1 Pursuant to the Adopting Release, the SEC adopted the following: 17 CFR 275.206(4)-10 (final rule 206(4)-10), 17 CFR 275.211(h)(1)-1 (final rule 3 211(h)(1)-1), 17 CFR 275.211(h)(1)-2 (final rule 211(h)(1)-2), 17 CFR 275.211(h)(2)-1 (final rule 211(h)(2)-1), 17 CFR 275.211(h)(2)-2 (final rule 211(h)(2)-2) and 17 CFR 275.211(h)(2)-3 (final rule 211(h)(2)-3) under the Advisers Act.

2 Section 202(a)(29) of the Advisers Act defines the term "private fund" as an issuer that would be an investment company, as defined in Section 3 of the Investment Company Act of 1940 (15 U.S.C. 80a-3) (Investment Company Act), but for Section 3(c)(1) or 3(c)(7) of the Investment Company Act.

3 "SEC Enhances the Regulation of Private Fund Advisers," SEC 2023-155 (Aug. 23, 2023).

4 References to RIAs include private fund advisers required to be registered with the SEC.

5 An ERA is an investment adviser who qualifies for the exemption from registration under rule 203(l)-1 or rule 203(m)-1 under the Advisers Act.

6 17 C.F.R. 275.206-2.

7 Final rule 211(h)(1)-2; SEC Release No. IA-6383 at 60.

8 Final rule 206(4)-10; SEC Release No. IA-6383 at 161.

9 Final rule 211(h)(2)-2; SEC Release No. IA-6383 at 186.

10 Final rule 211(h)(2)-1; SEC Release No. IA-6383 at 205.

11 Page 23 SEC Release No. IA-6383 at 212.

12 Page 23 SEC Release No. IA-6383 at 218.

13 SEC Release No. IA-6383 at 224.

14 SEC Release No. IA-6383 at 236.

15 SEC Release No. IA-6383 at 243.

16 Final rule 211(h)(2)-3; SEC Release No. IA-6383 at 261.

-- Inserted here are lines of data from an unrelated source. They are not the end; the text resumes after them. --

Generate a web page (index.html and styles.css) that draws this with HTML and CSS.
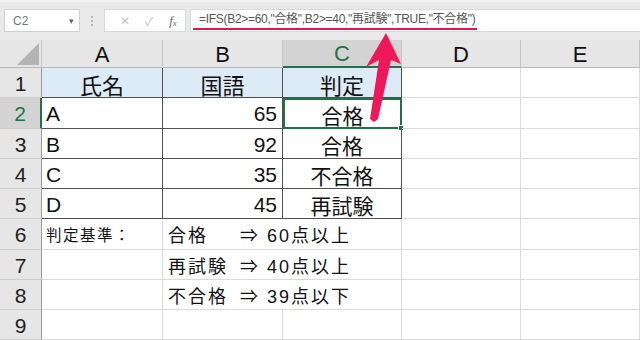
FILE: index.html
```html
<!DOCTYPE html>
<html lang="ja">
<head>
<meta charset="utf-8">
<link rel="stylesheet" href="styles.css">
</head>
<body>
<div class="app">
  <div class="toolbar">
    <div class="namebox"><span class="nb-text">C2</span><span class="nb-arrow">▾</span></div>
    <div class="grip"><span></span><span></span><span></span></div>
    <div class="fnbox">
      <span class="fn-btn x">✕</span>
      <span class="fn-btn ok">✓</span>
      <span class="fn-btn fx">f<sub>x</sub></span>
    </div>
    <div class="formula"><span class="ftext">=IFS(B2&gt;=60,"合格",B2&gt;=40,"再試験",TRUE,"不合格")</span></div>
  </div>
  <div class="sheet">
    <div class="ch corner"><span class="tri"></span></div>
    <div class="ch">A</div>
    <div class="ch">B</div>
    <div class="ch sel">C</div>
    <div class="ch">D</div>
    <div class="ch">E</div>

    <div class="rh">1</div>
    <div class="c t hd tl">氏名</div>
    <div class="c t hd">国語</div>
    <div class="c t hd tr">判定</div>
    <div class="c"></div>
    <div class="c"></div>

    <div class="rh sel">2</div>
    <div class="c t left">A</div>
    <div class="c t right">65</div>
    <div class="c t mid active">合格<span class="handle"></span></div>
    <div class="c"></div>
    <div class="c"></div>

    <div class="rh">3</div>
    <div class="c t left">B</div>
    <div class="c t right">92</div>
    <div class="c t mid tr">合格</div>
    <div class="c"></div>
    <div class="c"></div>

    <div class="rh">4</div>
    <div class="c t left">C</div>
    <div class="c t right">35</div>
    <div class="c t mid tr">不合格</div>
    <div class="c"></div>
    <div class="c"></div>

    <div class="rh">5</div>
    <div class="c t left bot">D</div>
    <div class="c t right bot">45</div>
    <div class="c t mid tr bot">再試験</div>
    <div class="c"></div>
    <div class="c"></div>

    <div class="rh">6</div>
    <div class="c small">判定基準：</div>
    <div class="c over"><span class="rule"><span class="rk">合格</span><span class="ar">⇒</span>60点以上</span></div>
    <div class="c"></div>
    <div class="c"></div>
    <div class="c"></div>

    <div class="rh">7</div>
    <div class="c"></div>
    <div class="c over"><span class="rule"><span class="rk">再試験</span><span class="ar">⇒</span>40点以上</span></div>
    <div class="c"></div>
    <div class="c"></div>
    <div class="c"></div>

    <div class="rh">8</div>
    <div class="c"></div>
    <div class="c over"><span class="rule"><span class="rk">不合格</span><span class="ar">⇒</span>39点以下</span></div>
    <div class="c"></div>
    <div class="c"></div>
    <div class="c"></div>

    <div class="rh">9</div>
    <div class="c"></div>
    <div class="c"></div>
    <div class="c"></div>
    <div class="c"></div>
    <div class="c"></div>
  </div>
  <svg class="arrow" width="640" height="340" viewBox="0 0 640 340">
    <polygon points="386,33 401,64 391,60 378,119 374,122 370,119 379,60 366,67" fill="#ef175a"/>
  </svg>
</div>
</body>
</html>
```

FILE: styles.css
```css
* { box-sizing: border-box; }
html, body { margin: 0; padding: 0; }
body {
  width: 640px;
  height: 340px;
  overflow: hidden;
  background: #fff;
  font-family: "Liberation Sans", "Noto Sans CJK JP", sans-serif;
}
.app { position: relative; width: 640px; height: 340px; overflow: hidden; }

.toolbar {
  height: 40px;
  background: #e9e9e9;
  border-top: 2px solid #f2f2f2;
  display: flex;
  align-items: flex-start;
  padding: 7px 0 0 4px;
}
.namebox {
  width: 76px;
  height: 23px;
  background: #fff;
  border: 1px solid #d0d0d0;
  display: flex;
  align-items: center;
  justify-content: space-between;
  padding: 0 5px 0 8px;
}
.nb-text { font-size: 12px; color: #777; }
.nb-arrow { font-size: 9px; color: #666; }
.grip {
  width: 24px;
  height: 23px;
  display: flex;
  flex-direction: column;
  align-items: center;
  justify-content: center;
  gap: 2px;
}
.grip span { width: 2px; height: 2px; background: #b5b5b5; }
.fnbox {
  width: 82px;
  height: 23px;
  background: #fff;
  border: 1px solid #d8d8d8;
  display: flex;
  align-items: center;
  padding: 0 0 0 8px;
}
.fn-btn { color: #c4c4c4; font-size: 12px; width: 28px; text-align: center; }
.fn-btn.fx {
  color: #666;
  font-family: "Liberation Serif", serif;
  font-style: italic;
  font-size: 13px;
}
.fn-btn.fx sub { font-size: 9px; vertical-align: -1px; }
.formula {
  margin-left: 4px;
  flex: 1;
  height: 23px;
  background: #fff;
  border: 1px solid #d8d8d8;
  border-right: none;
  padding: 0 0 0 2px;
  display: flex;
  align-items: flex-start;
}
.ftext {
  font-size: 12px;
  color: #555;
  line-height: 17px;
  padding: 1px 2px 0 6px;
  border-bottom: 2px solid #e0164f;
  white-space: nowrap;
  letter-spacing: -0.3px;
}

.sheet {
  display: grid;
  grid-template-columns: 42px 121px 120px 119px 119px 119px;
  grid-template-rows: 28px 30px 31px 30px 30px 30px 31px 30px 30px 30px;
}
.ch {
  background: #e6e6e6;
  border-right: 1px solid #c6c6c6;
  border-bottom: 1px solid #b8b8b8;
  display: flex;
  align-items: center;
  justify-content: center;
  font-size: 22px;
  color: #111;
  padding-top: 2px;
}
.ch.sel {
  background: #d3d3d3;
  color: #217346;
  border-bottom: 2px solid #217346;
}
.corner { position: relative; background: #e6e6e6; }
.tri {
  position: absolute;
  right: 2px;
  bottom: 2px;
  width: 0; height: 0;
  border-left: 22px solid transparent;
  border-bottom: 22px solid #b4b4b4;
}
.rh {
  background: #e6e6e6;
  border-right: 1px solid #9c9c9c;
  border-bottom: 1px solid #cfcfcf;
  display: flex;
  align-items: center;
  justify-content: center;
  font-size: 21px;
  color: #222;
  padding-top: 2px;
}
.rh.sel {
  background: #d3d3d3;
  color: #217346;
  border-right: 2px solid #217346;
}
.c {
  border-right: 1px solid #dadada;
  border-bottom: 1px solid #dadada;
  display: flex;
  align-items: center;
  font-size: 21px;
  color: #111;
  white-space: nowrap;
  position: relative;
  padding-top: 2px;
}
.c.t { border-right: 1px solid #505050; border-bottom: 1px solid #505050; }
.c.hd { background: #ddebf7; justify-content: center; font-size: 22px; }
.c.left { padding-left: 4px; }
.c.right { justify-content: flex-end; padding-right: 5px; }
.c.mid { justify-content: center; }
.c.active {
  border: 2px solid #217346;
}
.handle {
  position: absolute;
  right: -4px;
  bottom: -4px;
  width: 6px;
  height: 6px;
  background: #217346;
  border: 1px solid #fff;
}
.c.small { font-size: 15.5px; letter-spacing: 1.5px; padding-left: 4px; padding-top: 0; }
.c.over { border-right: none; overflow: visible; z-index: 1; padding-left: 5px; padding-top: 0; }
.rule { font-size: 18px; letter-spacing: 2px; display: flex; align-items: center; }
.rk { display: inline-block; width: 72px; }
.ar { display: inline-block; width: 27px; letter-spacing: 0; }

.arrow { position: absolute; left: 0; top: 0; pointer-events: none; }
```
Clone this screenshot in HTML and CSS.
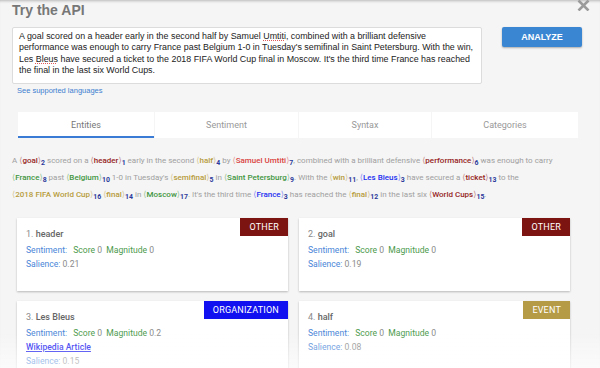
FILE: index.html
```html
<!DOCTYPE html>
<html lang="en">
<head>
    <meta charset="UTF-8">
    <meta name="viewport" content="width=device-width, initial-scale=1.0">
    <title>Try the API</title>
    <link rel="stylesheet" href="styles.css">
</head>
<body>
    <div class="panel">
        <div class="panel-head">
            <h2>Try the API</h2>
            <svg class="close" width="13" height="11" viewBox="0 0 13 11">
                <path d="M1.5 0.5 L11.5 10.5 M11.5 0.5 L1.5 10.5" stroke="#9b9b9b" stroke-width="2.6" fill="none"/>
            </svg>
        </div>

        <div class="input-row">
            <div class="text-input">A goal scored on a header early in the second half by Samuel <span class="spell">Umtiti</span>, combined with a brilliant defensive<br>performance was enough to carry France past Belgium 1-0 in Tuesday's semifinal in Saint Petersburg. With the win, Les <span class="spell">Bleus</span> have secured a ticket to the 2018 FIFA World Cup final in Moscow. It's the third time France has reached the final in the last six World Cups.</div>
            <button class="analyze">ANALYZE</button>
        </div>
        <a class="langs" href="#">See supported languages</a>

        <div class="tabs">
            <div class="tab active">Entities</div>
            <div class="tab">Sentiment</div>
            <div class="tab">Syntax</div>
            <div class="tab">Categories</div>
        </div>

        <p class="annotated">
            A <span class="ent other"><b>goal</b><sub>2</sub></span> scored on a <span class="ent other"><b>header</b><sub>1</sub></span> early in the second <span class="ent event"><b>half</b><sub>4</sub></span> by <span class="ent person"><b>Samuel Umtiti</b><sub>7</sub></span>, combined with a brilliant defensive <span class="ent other"><b>performance</b><sub>6</sub></span> was enough to carry
            <span class="ent location"><b>France</b><sub>8</sub></span> past <span class="ent location"><b>Belgium</b><sub>10</sub></span> 1-0 in Tuesday's <span class="ent event"><b>semifinal</b><sub>5</sub></span> in <span class="ent location"><b>Saint Petersburg</b><sub>9</sub></span>. With the <span class="ent event"><b>win</b><sub>11</sub></span>, <span class="ent org"><b>Les Bleus</b><sub>3</sub></span> have secured a <span class="ent other"><b>ticket</b><sub>13</sub></span> to the
            <span class="ent event"><b>2018 FIFA World Cup</b><sub>16</sub></span> <span class="ent event"><b>final</b><sub>14</sub></span> in <span class="ent location"><b>Moscow</b><sub>17</sub></span>. It's the third time <span class="ent org"><b>France</b><sub>3</sub></span> has reached the <span class="ent event"><b>final</b><sub>12</sub></span> in the last six <span class="ent other"><b>World Cups</b><sub>15</sub></span>.
        </p>

        <div class="cards">
            <div class="card">
                <span class="badge b-other">OTHER</span>
                <div class="card-title">1. <b>header</b></div>
                <div class="row"><span class="label wide">Sentiment:</span> <span class="key">Score</span> 0 &nbsp;<span class="key">Magnitude</span> 0</div>
                <div class="row"><span class="label">Salience:</span> 0.21</div>
            </div>
            <div class="card">
                <span class="badge b-other">OTHER</span>
                <div class="card-title">2. <b>goal</b></div>
                <div class="row"><span class="label wide">Sentiment:</span> <span class="key">Score</span> 0 &nbsp;<span class="key">Magnitude</span> 0</div>
                <div class="row"><span class="label">Salience:</span> 0.19</div>
            </div>
            <div class="card">
                <span class="badge b-org">ORGANIZATION</span>
                <div class="card-title">3. <b>Les Bleus</b></div>
                <div class="row"><span class="label wide">Sentiment:</span> <span class="key">Score</span> 0 &nbsp;<span class="key">Magnitude</span> 0.2</div>
                <div class="row"><a class="wiki" href="#">Wikipedia Article</a></div>
                <div class="row"><span class="label">Salience:</span> 0.15</div>
            </div>
            <div class="card">
                <span class="badge b-event">EVENT</span>
                <div class="card-title">4. <b>half</b></div>
                <div class="row"><span class="label wide">Sentiment:</span> <span class="key">Score</span> 0 &nbsp;<span class="key">Magnitude</span> 0</div>
                <div class="row"><span class="label">Salience:</span> 0.08</div>
            </div>
        </div>
    </div>
    <div class="fade"></div>
</body>
</html>
```

FILE: styles.css
```css
body {
    font-family: Roboto, "Liberation Sans", Arial, sans-serif;
    background-color: #f5f5f5;
    margin: 0;
    color: #9e9e9e;
    overflow: hidden;
    height: 368px;
    box-shadow: inset 0 3px 3px -2px rgba(0, 0, 0, 0.25);
}
.panel {
    padding: 0 12px;
}
.panel-head {
    display: flex;
    justify-content: space-between;
    align-items: flex-start;
    height: 27px;
}
h2 {
    font-family: "Liberation Sans", Arial, sans-serif;
    font-size: 14px;
    font-weight: bold;
    color: #777;
    margin: 2px 0 0;
}
.close {
    margin-right: -2px;
}
.input-row {
    display: flex;
    align-items: flex-start;
}
.text-input {
    width: 461px;
    height: 50px;
    padding: 3px 1px 2px 6px;
    background-color: #fff;
    border: 1px solid #dcdcdc;
    border-radius: 2px;
    font-family: "Liberation Sans", Arial, sans-serif;
    font-size: 8.9px;
    line-height: 11.4px;
    color: #222;
}
.spell {
    text-decoration: underline dotted #e05a5a;
    text-decoration-thickness: 1px;
    text-underline-offset: 1px;
}
.analyze {
    margin-left: 20px;
    width: 80px;
    height: 20px;
    border: none;
    border-radius: 2px;
    background-color: #3b86d3;
    color: #fff;
    font-family: "Liberation Sans", Arial, sans-serif;
    font-size: 9px;
    font-weight: bold;
    box-shadow: 0 1px 2px rgba(0, 0, 0, 0.3);
}
.langs {
    display: block;
    width: 120px;
    margin: 2px 0 0 5px;
    height: 10px;
    line-height: 10px;
    font-family: "Liberation Sans", Arial, sans-serif;
    font-size: 7.5px;
    color: #3d7fd0;
    text-decoration: none;
}
.tabs {
    display: grid;
    grid-template-columns: 136px 143px 132px 146px;
    gap: 1px;
    margin: 16px 0 0 6px;
    width: 561px;
}
.tab {
    background-color: #fff;
    height: 26px;
    line-height: 26px;
    text-align: center;
    font-size: 9px;
    color: #999;
}
.tab.active {
    color: #777;
    height: 24px;
    border-bottom: 2px solid #3a7bd5;
}
.annotated {
    margin: 14px 0 0;
    font-size: 8px;
    line-height: 17px;
    color: #a0a0a0;
}
.ent {
    white-space: nowrap;
}
.ent b {
    font-weight: 500;
}
.ent b::before,
.ent b::after {
    font-family: "DejaVu Sans", sans-serif;
    font-weight: 400;
    font-size: 8.2px;
    opacity: 0.55;
}
.ent b::before {
    content: "\27E8";
}
.ent b::after {
    content: "\27E9";
}
sub {
    font-size: 6.9px;
    font-weight: bold;
    color: #2b3a9b;
    vertical-align: -2px;
    line-height: 0;
}
.other { color: #962524; }
.event { color: #b79c3c; }
.person { color: #d9443f; }
.location { color: #3f953f; }
.org { color: #1c2ff0; }
.cards {
    display: grid;
    grid-template-columns: 271px 271px;
    column-gap: 11px;
    row-gap: 10px;
    margin: 15px 0 0 5px;
}
.card {
    position: relative;
    background-color: #fff;
    height: 73px;
    padding: 0 9px;
    box-shadow: 0 1px 2px rgba(0, 0, 0, 0.25);
    font-size: 8.6px;
    color: #8a8a8a;
}
.card-title {
    padding-top: 9px;
    height: 14px;
    line-height: 14px;
    margin-bottom: 2px;
    font-size: 9px;
    color: #8a8a8a;
}
.card-title b {
    font-weight: 500;
    color: #666;
}
.row {
    height: 14px;
    line-height: 14px;
}
.label {
    color: #4a86d8;
}
.label.wide {
    margin-right: 4px;
}
.key {
    color: #4c9a4c;
}
.wiki {
    color: #1a1aef;
    font-weight: 500;
    text-decoration: underline;
}
.badge {
    position: absolute;
    top: 0;
    right: 0;
    height: 18px;
    line-height: 18px;
    padding: 0 9px;
    color: #fff;
    font-size: 9px;
    letter-spacing: 0.2px;
}
.b-other { background-color: #7c1411; }
.b-org { background-color: #1010f0; }
.b-event { background-color: #b59b45; }
.fade {
    position: fixed;
    left: 0;
    right: 0;
    bottom: 0;
    height: 36px;
    background: linear-gradient(rgba(255, 255, 255, 0), rgba(255, 255, 255, 0.6));
}
```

17 SEC Release No. IA-6383 at 274.

18 SEC Release No. IA-6383 at 280.

19 SEC Release No. IA-6383 at 290.

20 Final amended rule 206(4)-7(b); SEC Release No. IA-6383 at 302.

21 Final amended rules 204-2(a)(20) through (23); SEC Release No. IA-6383 at 547.

22 SEC Release No. IA-6383 at 308.

23 SEC Release No. IA-6383 at 315.

24 Id.

25 SEC Release No. IA-6383 at 313.

DISCLAIMER: Because of the generality of this update, the information provided herein may not be applicable in all situations and should not be acted upon without specific legal advice based on particular situations.